Set up QLDX on your computer and define certain environment variables, so that all pieces of QLDX know where they are;
Compile and link your software;
Use the BFX fact extractor to extract facts from the object files generated during the build process and perform post-processing.

This document will guide you through these steps one by one.

1. Setting up QLDX

QLDX setup is very straightforward. You need to put all QLDX files in a directory of your choice, define an environment variable called QLDX to point to that directory, and add the /bin subdirectory to the search path.

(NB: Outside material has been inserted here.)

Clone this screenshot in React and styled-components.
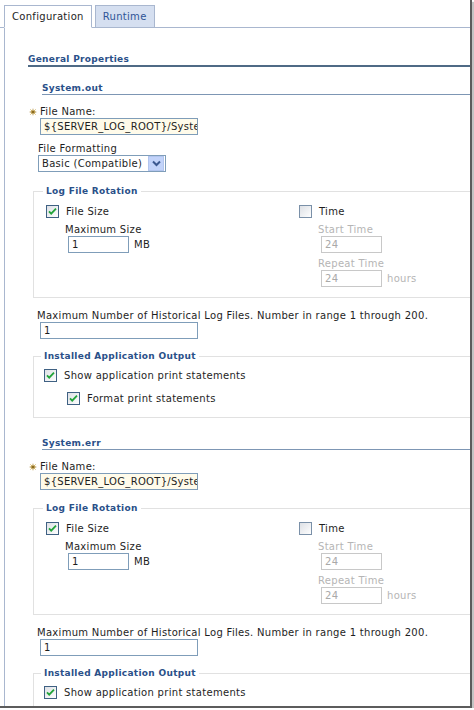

For example, if your QLDX files are located in /home/username/bin/QLDX, you will do this by typing the following:

$ export QLDX=/home/username/bin/QLDX
$ export LD_LIBRARY_PATH=$QLDX/lib/ld
$ export PATH=$QLDX/bin:$PATH

You need to have Java 1.5 installed on your computer before you can run QLDX. If you do not have Java installed, or if you use an earlier version (1.4 or earlier), the pipeline will not function correctly.

At the moment, the QLDX pipeline works on Linux only.

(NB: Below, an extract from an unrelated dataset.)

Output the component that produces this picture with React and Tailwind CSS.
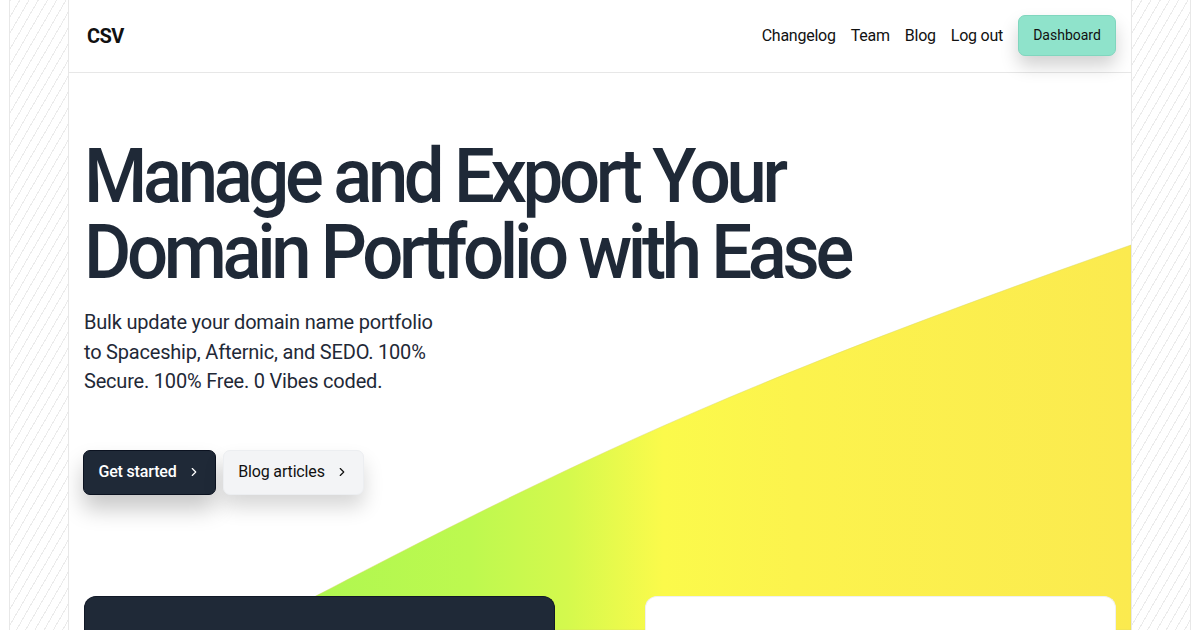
import React from "react";

function Chevron({ className }) {
  return (
    <svg viewBox="0 0 24 24" className={className} fill="none" stroke="currentColor" strokeWidth="2" strokeLinecap="round" strokeLinejoin="round">
      <path d="m9 18 6-6-6-6" />
    </svg>
  );
}

function Hatch() {
  return (
    <div className="w-[60px] shrink-0 h-full border-x border-[#e8e8e8] bg-[repeating-linear-gradient(120deg,#ebebeb_0px,#ebebeb_1px,transparent_1px,transparent_8px)]" />
  );
}

export default function App() {
  return (
    <div className="w-[1200px] h-[630px] overflow-hidden bg-white flex justify-center font-['Roboto',sans-serif] text-[#1f2937]">
      <Hatch />
      <main className="relative w-[1062px] shrink-0 h-full overflow-hidden">
        <svg className="absolute inset-0 z-0" width="1062" height="630" viewBox="0 0 1062 630">
          <defs>
            <linearGradient id="g" gradientUnits="userSpaceOnUse" x1="180" y1="0" x2="1062" y2="0">
              <stop offset="0" stopColor="#a9f651" />
              <stop offset="0.25" stopColor="#bdf94f" />
              <stop offset="0.36" stopColor="#d4f94d" />
              <stop offset="0.47" stopColor="#fbfa4b" />
              <stop offset="0.62" stopColor="#fcf34d" />
              <stop offset="1" stopColor="#fbea4f" />
            </linearGradient>
          </defs>
          <path
            d="M182 630 C 500 463, 650 390, 1062 245 L1062 630 Z"
            fill="url(#g)"
            stroke="#d6d66a"
            strokeOpacity="0.45"
            strokeWidth="1"
          />
        </svg>

        <div className="relative z-10 flex flex-col h-full">
          <header className="h-[73px] shrink-0 border-b border-[#e7e7e7] flex items-center justify-between pl-[18px] pr-[15px] bg-white">
            <span className="text-[20px] font-bold tracking-[-0.03em] text-[#111]">CSV</span>
            <nav className="flex items-center text-[16px] tracking-[-0.015em] text-[#111]">
              <a className="mr-[15px]">Changelog</a>
              <a className="mr-[15px]">Team</a>
              <a className="mr-[15px]">Blog</a>
              <a className="mr-[15px]">Log out</a>
              <a className="h-[41px] w-[98px] flex items-center justify-center rounded-[7px] bg-[#8fe3cb] border border-[#80d6be] text-[14px] tracking-normal text-[#111] shadow-[0_10px_18px_rgba(0,0,0,0.18)] -mt-[1px]">
                Dashboard
              </a>
            </nav>
          </header>

          <section className="pl-[15px] pt-[65px]">
            <h1 className="origin-left scale-x-[0.953] whitespace-nowrap text-[76px] leading-[76px] font-medium tracking-[-0.06em] text-[#1f2937]">
              Manage and Export Your
              <br />
              Domain Portfolio with Ease
            </h1>
            <p className="mt-[18px] w-[360px] text-[20px] leading-[29.5px] tracking-[-0.01em] text-[#1f2937]">
              Bulk update your domain name portfolio to Spaceship, Afternic, and SEDO. 100% Secure. 100% Free. 0 Vibes coded.
            </p>
            <div className="mt-[53px] flex gap-[7px] -ml-[1px]">
              <a className="h-[45px] w-[133px] flex items-center justify-center gap-[10px] rounded-[7px] bg-[#1f2937] border border-[#0b1220] text-white text-[16px] font-medium tracking-[-0.01em] shadow-[0_14px_22px_rgba(0,0,0,0.22)]">
                Get started
                <Chevron className="w-[14px] h-[14px]" />
              </a>
              <a className="h-[45px] w-[141px] flex items-center justify-center gap-[10px] rounded-[7px] bg-[#f3f4f6] border border-[#eceef1] text-[#111] text-[16px] tracking-[-0.01em] shadow-[0_12px_20px_rgba(0,0,0,0.16)]">
                Blog articles
                <Chevron className="w-[14px] h-[14px]" />
              </a>
            </div>
          </section>

          <div className="mt-auto flex justify-between pl-[15px] pr-[15px]">
            <div className="w-[471px] h-[34px] rounded-t-[12px] bg-[#1f2937] border border-[#111827] border-b-0" />
            <div className="w-[471px] h-[34px] rounded-t-[12px] bg-white border border-[#f0f0f0] border-b-0" />
          </div>
        </div>
      </main>
      <Hatch />
    </div>
  );
}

2. Compile and link your software

Use GCC to build your software as you normally would.

3. Database building and post-processing.

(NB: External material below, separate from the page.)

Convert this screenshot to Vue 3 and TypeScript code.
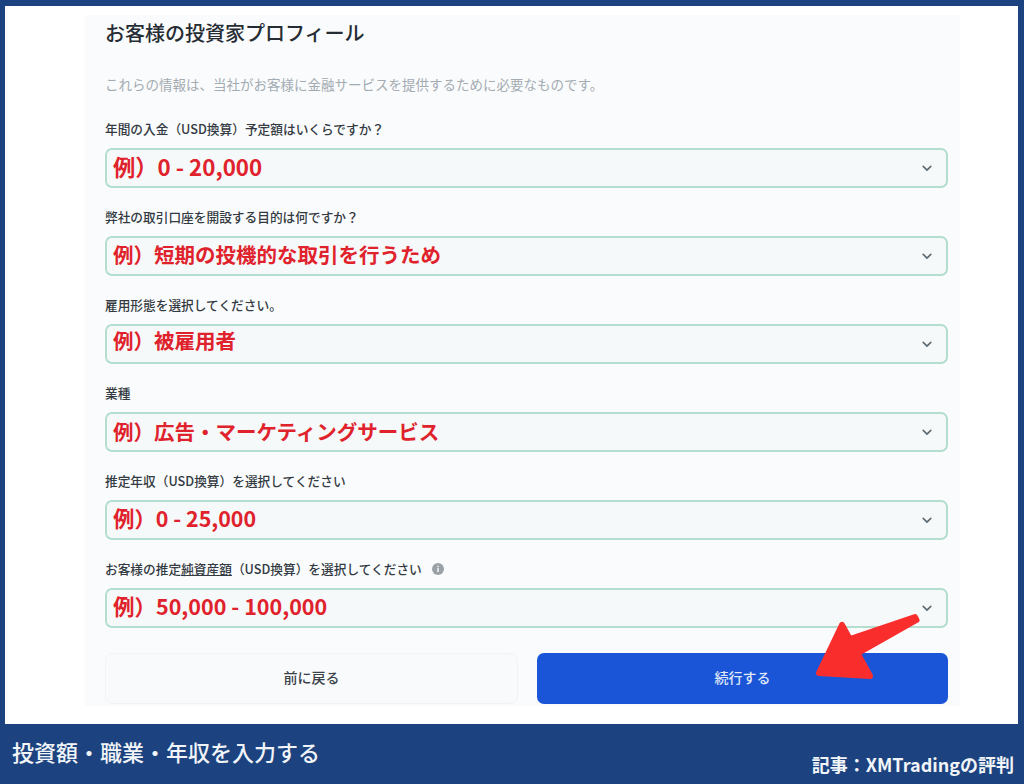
<script setup lang="ts">
interface Field { label: string; value: string; size: string; }
const fields: Field[] = [
  { label: '年間の入金（USD換算）予定額はいくらですか？', value: '例）0 - 20,000', size: 'num-a' },
  { label: '弊社の取引口座を開設する目的は何ですか？', value: '例）短期の投機的な取引を行うため', size: 'cjk' },
  { label: '雇用形態を選択してください。', value: '例）被雇用者', size: 'cjk raised' },
  { label: '業種', value: '例）広告・マーケティングサービス', size: 'cjk lowered' },
  { label: '推定年収（USD換算）を選択してください', value: '例）0 - 25,000', size: 'num-b' },
];
</script>

<template>
  <div class="page">
    <main class="frame">
      <section class="panel">
        <h1 class="title">お客様の投資家プロフィール</h1>
        <p class="sub">これらの情報は、当社がお客様に金融サービスを提供するために必要なものです。</p>
        <div v-for="f in fields" :key="f.label" class="field">
          <div class="label">{{ f.label }}</div>
          <div class="select">
            <span class="value" :class="f.size">{{ f.value }}</span>
            <svg class="chev" viewBox="0 0 12 8" width="10" height="7"><path d="M1.5 1.5 6 6l4.5-4.5" fill="none" stroke="#5f6b73" stroke-width="2" stroke-linecap="round" stroke-linejoin="round"/></svg>
          </div>
        </div>
        <div class="field">
          <div class="label"><span>お客様の推定<u>純資産額</u>（USD換算）を選択してください</span><svg class="info" viewBox="0 0 12 12" width="12" height="12"><circle cx="6" cy="6" r="6" fill="#9aa2a8"/><rect x="5.2" y="5" width="1.6" height="4" fill="#eef0f2"/><rect x="5.2" y="2.8" width="1.6" height="1.4" fill="#eef0f2"/></svg></div>
          <div class="select">
            <span class="value num-c">例）50,000 - 100,000</span>
            <svg class="chev" viewBox="0 0 12 8" width="10" height="7"><path d="M1.5 1.5 6 6l4.5-4.5" fill="none" stroke="#5f6b73" stroke-width="2" stroke-linecap="round" stroke-linejoin="round"/></svg>
          </div>
        </div>
        <div class="actions">
          <button class="btn back">前に戻る</button>
          <button class="btn next">続行する</button>
        </div>
      </section>
      <svg class="arrow" viewBox="0 0 120 80" width="120" height="80">
        <path d="M113 11 114.500 14 58 46 48 33 Z" fill="#fa2d2d" stroke="#fa2d2d" stroke-width="6" stroke-linejoin="round"/>
        <path d="M40 19 17 67 68 70 Z" fill="#fa2d2d" stroke="#fa2d2d" stroke-width="6" stroke-linejoin="round"/>
      </svg>
    </main>
    <footer class="footer">
      <span class="caption">投資額・職業・年収を入力する</span>
      <span class="credit">記事：XMTradingの評判</span>
    </footer>
  </div>
</template>

<style scoped>
.page {
  width: 1024px;
  height: 784px;
  display: flex;
  flex-direction: column;
  background: #1c437f;
  font-family: "Noto Sans CJK JP", "Noto Sans", sans-serif;
  overflow: hidden;
}
.frame {
  position: relative;
  height: 718px;
  margin: 6px 6px 0 5px;
  background: #fff;
  padding: 9px 58px 0 80px;
  box-sizing: border-box;
}
.panel {
  background: #fafbfc;
  height: 691px;
  padding: 0 12px 0 20px;
  box-sizing: border-box;
}
.title {
  margin: 0;
  font-size: 20px;
  line-height: 36px;
  font-weight: 500;
  color: #262c33;
}
.sub {
  margin: 21px 0 0;
  font-size: 13.5px;
  line-height: 24px;
  color: #a3abb2;
  height: 28px;
  white-space: nowrap;
}
.field {
  height: 88px;
  display: flex;
  flex-direction: column;
}
.label {
  height: 48px;
  box-sizing: border-box;
  display: flex;
  align-items: flex-end;
  padding-bottom: 10px;
  font-size: 12.7px;
  line-height: 18px;
  font-weight: 500;
  color: #333a42;
  white-space: nowrap;
}
.info { margin: 0 0 3px 10px; }
.select {
  height: 40px;
  box-sizing: border-box;
  border: 2px solid #b4decd;
  border-radius: 7px;
  background: #f6f9f9;
  display: flex;
  align-items: center;
  justify-content: space-between;
  padding: 0 14px 0 6px;
}
.value {
  font-weight: 700;
  line-height: 34px;
  color: #e0222c;
  margin-top: -5px;
}
.cjk { font-size: 20.5px; }
.raised { margin-top: -9px; }
.lowered { margin-top: -3px; }
.num-a { font-size: 22.3px; }
.num-b { font-size: 21.4px; }
.num-c { font-size: 21.5px; }
.actions {
  display: flex;
  gap: 19px;
  margin-top: 25px;
}
.btn {
  flex: 1;
  height: 51px;
  border-radius: 7px;
  font-family: inherit;
  font-size: 14px;
  font-weight: 500;
  padding: 0 0 3px;
}
.back {
  background: #f9fafb;
  border: 1px solid #f2f3f5;
  color: #3a4149;
}
.next {
  background: #1a55d8;
  border: none;
  color: #dfe7f7;
}
.arrow {
  position: absolute;
  left: 797px;
  top: 600px;
}
.footer {
  flex: 1;
  display: flex;
  justify-content: space-between;
  color: #f1f4f8;
}
.caption {
  margin: 12px 0 0 12px;
  font-size: 22px;
  line-height: 30px;
  font-weight: 500;
}
.credit {
  margin: 28px 10px 0 0;
  font-size: 18px;
  line-height: 24px;
  font-weight: 700;
}
</style>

To begin the database building process, you must use the bfx utility to extract the facts from the object files generated during the build process. You can do it using the command

$ bfx `find $PWD -name "*.o"` -o software.bfx.ta

The -o filename switch instructs bfx where to store the output information (in this case, in a file named software.bfx.ta.)

When some smaller programs are built, no permanent object files are left behind - the compiler uses temporary object files, which are deleted after linking. In these cases, the build process has to be modified so that the object files are available for analysis. This can be done by building the program in two steps: compiling the source files to obtain the object files, and then building the executable from the object files.

The information in the database needs to be further processed before it can be used. QLDX comes with a series of scripts to perform the preprocessing, and a special language, QL, to execute them. The next order of business is to generate the rawlink data in the form of a .raw.ta file:

$ ql $QLDX/script/bfx/rawlink.ql  software.bfx.ta software.raw.ta
$ ql $QLDX/script/bfx/liftfile.ql software.raw.ta software.raw.file.ta

You can use either software.raw.ta or software.raw.file.ta as the starting point for the next series of commands. The software.raw.file.ta file has all relations in it lifted to file level, which means it is smaller, contains more general data, and thus takes less time to process. Use software.raw.ta if you want to preserve all relations in as-extracted form.

The next processing step creates the .con.ta hierarchy file. You can either adopt the system hierarchy that has been extracted from the code, or create your own. To adopt the system hierarchy, use the following command:

$ ql $QLDX/script/bfx/syscontain.ql software.raw.ta software.con.ta

To derive your own hierarchy instead, follow these steps:

$ ql $QLDX/script/bfx/files.ql software.raw.ta > software.files

Then you can manually create software.contain file (in RSF format) based on software.files, and integrate it back into the database using the command:

$ ql $QLDX/script/bfx/addcontain.ql software.contain software.raw.ta software.con.ta

Nothing else remains except to generate a viewable landscape and view it with LSEdit:

$ schema software.con.ta software.ls.ta
$ lsedit software.ls.ta

A. On shell variable persistence

The shell variables you define using the "export" command do not have a permanent life, nor universal scope. An exported variable will be available in the instance of the shell it was defined, and in all subprocesses spawned by the shell. It will not be available to other shell instances running in parallel, or to the parent process of the shell.

This has direct impact on the functioning of QLDX, because QLDX itself depends on certain variables being defined. If you define the $QLDX variable as outlined in step 1, the variable will be available (and QLDX will function correctly) only in the shell the variable was defined. In other shells, the variable will remain undefined, and QLDX will not work properly.

If you think that you will be using QLDX frequently, consider placing crucial variable definitions (such as that of the QLDX variable and the addition of the $QLDX/bin directory to the path) in your shell's startup files.